Event summary combining transcript, slides, and related documents.

Logotype for IDP Education Limited

H2 2024 earnings summary

23 Jan, 2026

Executive summary

  • Achieved record FY24 revenue of over AUD 1 billion ($1,037m), up 6% year-over-year, with strong strategic progress despite industry and regulatory challenges.

  • Student placement volumes grew 17%, significantly outperforming the industry, while IELTS testing volumes declined 18% due to weaker conditions in India.

  • Adjusted EBIT rose 4% to AUD 239 million ($239m), while adjusted net profit declined slightly to AUD 154 million due to higher interest and tax rates.

  • Maintained industry leadership through a trusted brand, focus on quality, and ongoing innovation, supported by disciplined cost management and strategic investments.

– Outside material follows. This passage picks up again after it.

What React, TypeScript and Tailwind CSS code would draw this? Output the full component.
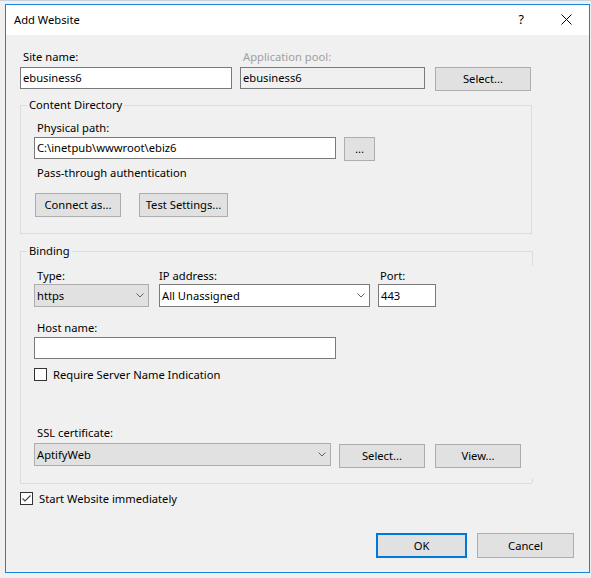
import React from "react";

const Label = ({ children, className = "" }: { children: React.ReactNode; className?: string }) => (
  <div className={`h-[16px] leading-[16px] whitespace-nowrap ${className}`}>{children}</div>
);

const TextBox = ({ value = "", className = "", readOnly = false }: { value?: string; className?: string; readOnly?: boolean }) => (
  <div
    className={`h-[22px] border border-[#7a7a7a] px-[2px] flex items-center whitespace-nowrap overflow-hidden ${
      readOnly ? "bg-[#f0f0f0]" : "bg-white"
    } ${className}`}
  >
    {value}
  </div>
);

const Button = ({ children, className = "" }: { children: React.ReactNode; className?: string }) => (
  <div
    className={`h-[24px] bg-[#e1e1e1] border border-[#adadad] flex items-center justify-center whitespace-nowrap ${className}`}
  >
    {children}
  </div>
);

const Chevron = () => (
  <svg width="8" height="5" viewBox="0 0 8 5" className="mr-[4px] shrink-0">
    <polyline points="0.5,0.5 4,4 7.5,0.5" fill="none" stroke="#606060" strokeWidth="1" />
  </svg>
);

const Combo = ({ value, gray = false, className = "" }: { value: string; gray?: boolean; className?: string }) => (
  <div
    className={`h-[23px] border flex items-center justify-between pl-[2px] whitespace-nowrap ${
      gray ? "bg-[#e1e1e1] border-[#adadad]" : "bg-white border-[#7a7a7a]"
    } ${className}`}
  >
    <span>{value}</span>
    <Chevron />
  </div>
);

const CheckBox = ({ checked = false, label }: { checked?: boolean; label: string }) => (
  <div className="flex items-center h-[13px]">
    <div className="w-[13px] h-[13px] border border-[#333333] bg-white flex items-center justify-center shrink-0">
      {checked && (
        <svg width="11" height="11" viewBox="0 0 11 11">
          <polyline points="1.5,5.5 4,8 9.5,2.5" fill="none" stroke="#4a4a4a" strokeWidth="1.2" />
        </svg>
      )}
    </div>
    <span className="ml-[6px] leading-[16px] whitespace-nowrap">{label}</span>
  </div>
);

export default function App() {
  return (
    <div className="w-[591px] h-[578px] overflow-hidden bg-[#f0f0f0] border-t border-[#c5d2de] pt-[3px] pl-[5px] text-[11.2px] leading-[16px] text-black font-['Noto_Sans','Open_Sans',sans-serif]">
      <div className="w-[585px] h-[569px] border border-[#1883d7] bg-[#f0f0f0] flex flex-col">
        {/* title bar */}
        <div className="h-[30px] bg-white flex items-start pt-[7px] pl-[8px] shrink-0">
          <span>Add Website</span>
          <span className="ml-auto text-[12.5px]">?</span>
          <svg width="11" height="11" viewBox="0 0 11 11" className="ml-[37px] mr-[17px] mt-[2px]">
            <line x1="0.5" y1="0.5" x2="10.5" y2="10.5" stroke="#000" strokeWidth="1" />
            <line x1="10.5" y1="0.5" x2="0.5" y2="10.5" stroke="#000" strokeWidth="1" />
          </svg>
        </div>

        {/* body */}
        <div className="flex-1 flex flex-col pl-[14px] pt-[14px] pr-[15px] pb-[14px]">
          <div className="flex items-start">
            <div className="w-[212px]">
              <Label className="pl-[3px] mb-[2px]">Site name:</Label>
              <TextBox value="ebusiness6" />
            </div>
            <div className="w-[185px] ml-[8px]">
              <Label className="pl-[3px] mb-[2px] text-[#a0a0a0]">Application pool:</Label>
              <TextBox value="ebusiness6" readOnly />
            </div>
            <Button className="w-[96px] ml-[10px] mt-[18px]">Select...</Button>
          </div>

          <fieldset className="w-[512px] mt-[6px] border border-[#dcdcdc]">
            <legend className="ml-[6px] px-[2px] leading-[16px]">Content Directory</legend>
            <div className="pl-[13px] pt-[7px] pb-[16px]">
              <Label className="pl-[3px] mb-[1px]">Physical path:</Label>
              <div className="flex items-start">
                <TextBox value={"C:\\inetpub\\wwwroot\\ebiz6"} className="w-[302px]" />
                <Button className="w-[31px] ml-[8px]">...</Button>
              </div>
              <Label className="pl-[3px] mt-[4px]">Pass-through authentication</Label>
              <div className="flex mt-[12px]">
                <Button className="w-[86px] ml-[1px]">Connect as...</Button>
                <Button className="w-[89px] ml-[18px]">Test Settings...</Button>
              </div>
            </div>
          </fieldset>

          <fieldset className="relative w-[512px] mt-[9px] border-t border-l border-b border-[#dcdcdc]">
            <legend className="ml-[6px] px-[2px] leading-[16px]">Binding</legend>
            <span className="absolute right-[-1px] top-[-8px] w-px h-[15px] bg-[#dcdcdc]" />
            <span className="absolute right-[-1px] bottom-0 w-px h-[5px] bg-[#dcdcdc]" />
            <div className="pl-[13px] pt-[9px] pb-[15px]">
              <div className="flex items-start">
                <div className="w-[115px]">
                  <Label className="pl-[3px]">Type:</Label>
                  <Combo value="https" gray />
                </div>
                <div className="w-[211px] ml-[10px]">
                  <Label>IP address:</Label>
                  <Combo value="All Unassigned" />
                </div>
                <div className="w-[58px] ml-[8px]">
                  <Label className="pl-[2px]">Port:</Label>
                  <TextBox value="443" className="h-[23px]" />
                </div>
              </div>
              <Label className="pl-[3px] mt-[13px] mb-[1px]">Host name:</Label>
              <TextBox className="w-[302px]" />
              <div className="mt-[9px]">
                <CheckBox label="Require Server Name Indication" />
              </div>
              <Label className="pl-[3px] mt-[44px] mb-[2px]">SSL certificate:</Label>
              <div className="flex items-start">
                <Combo value="AptifyWeb" gray className="w-[297px]" />
                <Button className="w-[86px] ml-[8px] mt-[1px]">Select...</Button>
                <Button className="w-[86px] ml-[10px] mt-[1px]">View...</Button>
              </div>
            </div>
          </fieldset>

          <div className="mt-[8px]">
            <CheckBox checked label="Start Website immediately" />
          </div>

          <div className="flex justify-end mt-auto">
            <div className="w-[91px] h-[25px] border-2 border-[#0078d7] bg-[#e1e1e1] flex items-center justify-center">
              OK
            </div>
            <Button className="w-[97px] h-[25px] ml-[10px]">Cancel</Button>
          </div>
        </div>
      </div>
    </div>
  );
}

  • English language teaching courses increased 13%, surpassing 100,000 courses for the first time, with revenue up 19% to $40m, driven by Cambodia.

Financial highlights

  • Revenue exceeded AUD 1 billion ($1,037m) for the first time, a 6% increase year-over-year.

  • Adjusted EBIT reached AUD 239 million ($239m), up 4% from the prior year; adjusted net profit was AUD 154 million, slightly down due to higher interest and tax.

  • Final dividend declared at AUD 0.09 per share (9cps), maintaining a 70% payout ratio; full-year dividends totaled 34cps, down 17% year-over-year.

  • Gross profit grew 8% year-over-year to $663m, with gross profit margins up slightly due to a favorable mix shift.

  • Overhead costs (adjusted) rose 12% to $372m, with a targeted cost reduction program implemented in H2.

Outlook and guidance

  • Expect international student volumes in key markets to decline 20%-25% in FY25, assuming no further major policy changes.

  • Australia, UK, and Canada are each expected to be down 20%-30% at a market level, while the US, New Zealand, and Ireland may see aggregate growth.

  • Company expects to outperform the broader market decline, continuing to gain market share.

  • Ongoing investment in digital and physical expansion, innovation, and quality to support future growth.

  • Cost management and efficiency programs to continue in FY25 to align with near-term revenue outlook.